Since David Cameron became prime minister in May, his Liberal-Conservative government has set to tackle Britain’s persistent fiscal woes in the face of mounting debt concerns in Europe and a public largely unprepared for the spending cuts that are ahead.
Just before May’s election, economic historian Niall Ferguson warned about the dire state of Britain’s public finances. “The trajectory of British public debt over the next thirty years,” he said, “absent a major change of policy, will take it to a mind blowing 500 percent of GDP.”
Ferguson predicated that the current government would have “a ghastly task on their hands” to try to reform Britain’s expansive, and costly, welfare state. The country was more ready for Thatcherism in 1979, according to Ferguson, “yet it needs it more today than it did then.”

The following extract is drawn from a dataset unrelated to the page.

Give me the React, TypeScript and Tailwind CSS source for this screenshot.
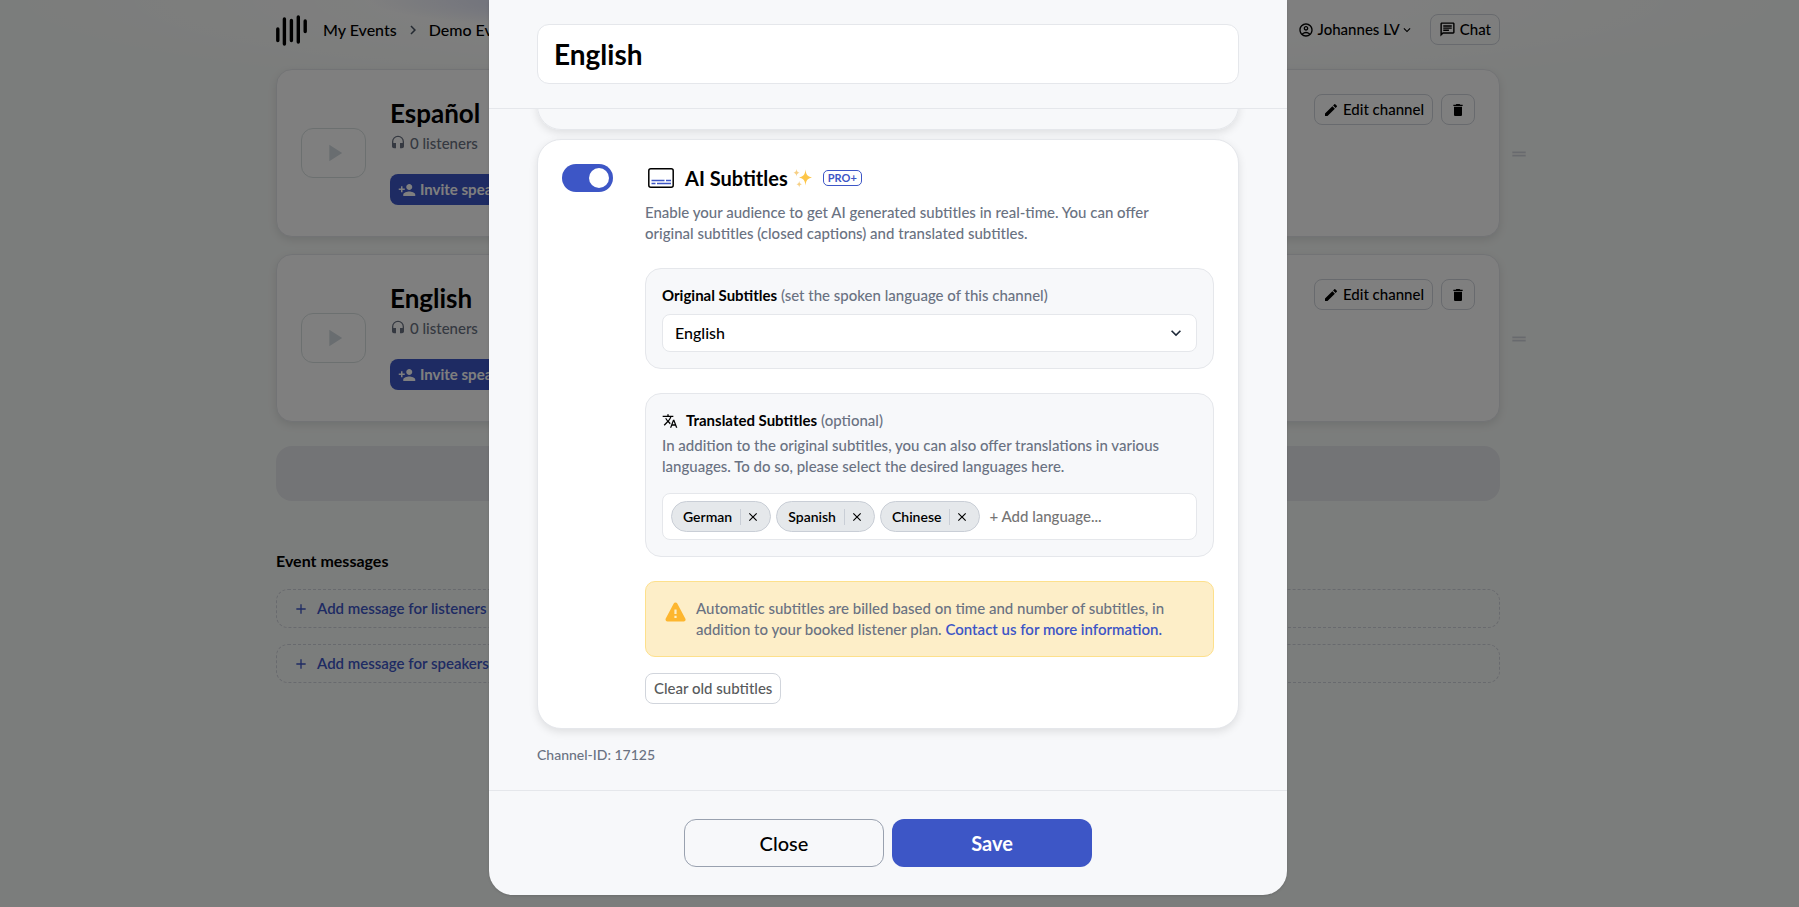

Part of the country may not like the prospect of the state retreating, if only in part, from the public sphere, but that has not deterred Cameron so far. “We’re going to have to change the culture of government and stand up to some powerful vested interests,” he announced in The Observer last week. “[F]act is that this country wants and needs a power shift.”
Before the Conservatives came to power in coalition with the centrist Liberal Democrats, Britain’s budget deficit amounted to 12 percent of GDP, or £163 billion. The national debt had reached a record high of £857 billion.
During the preceding thirteen years of Labour rule, health care and education spending more than doubled while tax rates remained almost unchanged. More than 20 percent of the country’s workforce is now employed by the government. Almost 30 percent of public spending is devoured by an enormously complicated and complex welfare regime which still leaves many in financial despair. Nearly four of Britain’s twenty million households have no one who earns a wage.
Cameron believes that this pervasiveness of the British state in people’s lives has deprived them of any sense of personal responsibility. He intends to empower individuals as well as neighborhoods with what he calls the “big society” initiative. “We believe that when people are given the freedom to take responsibility, they start achieving things on their own and they’re possessed with a new dynamism,” he explained.
Immediately after their election, the Conservatives did launch their civil society program in order to “take power away from politicians and give it to people,” in the prime minister’s own words. Proposals include an annual “Big Society Day” that is supposed to inspire volunteering and the creation of a “Big Society Bank” that will provide finance for neighborhood groups, charities and social enterprises. A radical reshaping of local planning is also underway which will grant people a greater stake in determining the future of their own communities.
On the national level, the new government is decentralizing health care and education and preparing the overhaul of the whole welfare system. As soon as he took office, the prime minister had Parliament approve billions in emergency spending cuts while his Chancellor of the Exchequer, George Osborne, has promised to “balance the books” by 2016. All departments, except health care and foreign aid, must prepare to cut their spending levels by 25 percent in the next four years. By the end of their term, Cameron and Osborne would reduce public spending to 39 percent of the national income compared to 47 percent when they took office four months ago.
In the process, some 600,000 public-sector workers risk losing their jobs. Labor unions are already gearing up for a fight, announcing strikes and coordinated waves of civil disobedience. But Cameron marches on, preaching austerity and urging people to take back control of their own lives instead of relying on a government dole. “I promise you,” he wrote, “we will see this through.”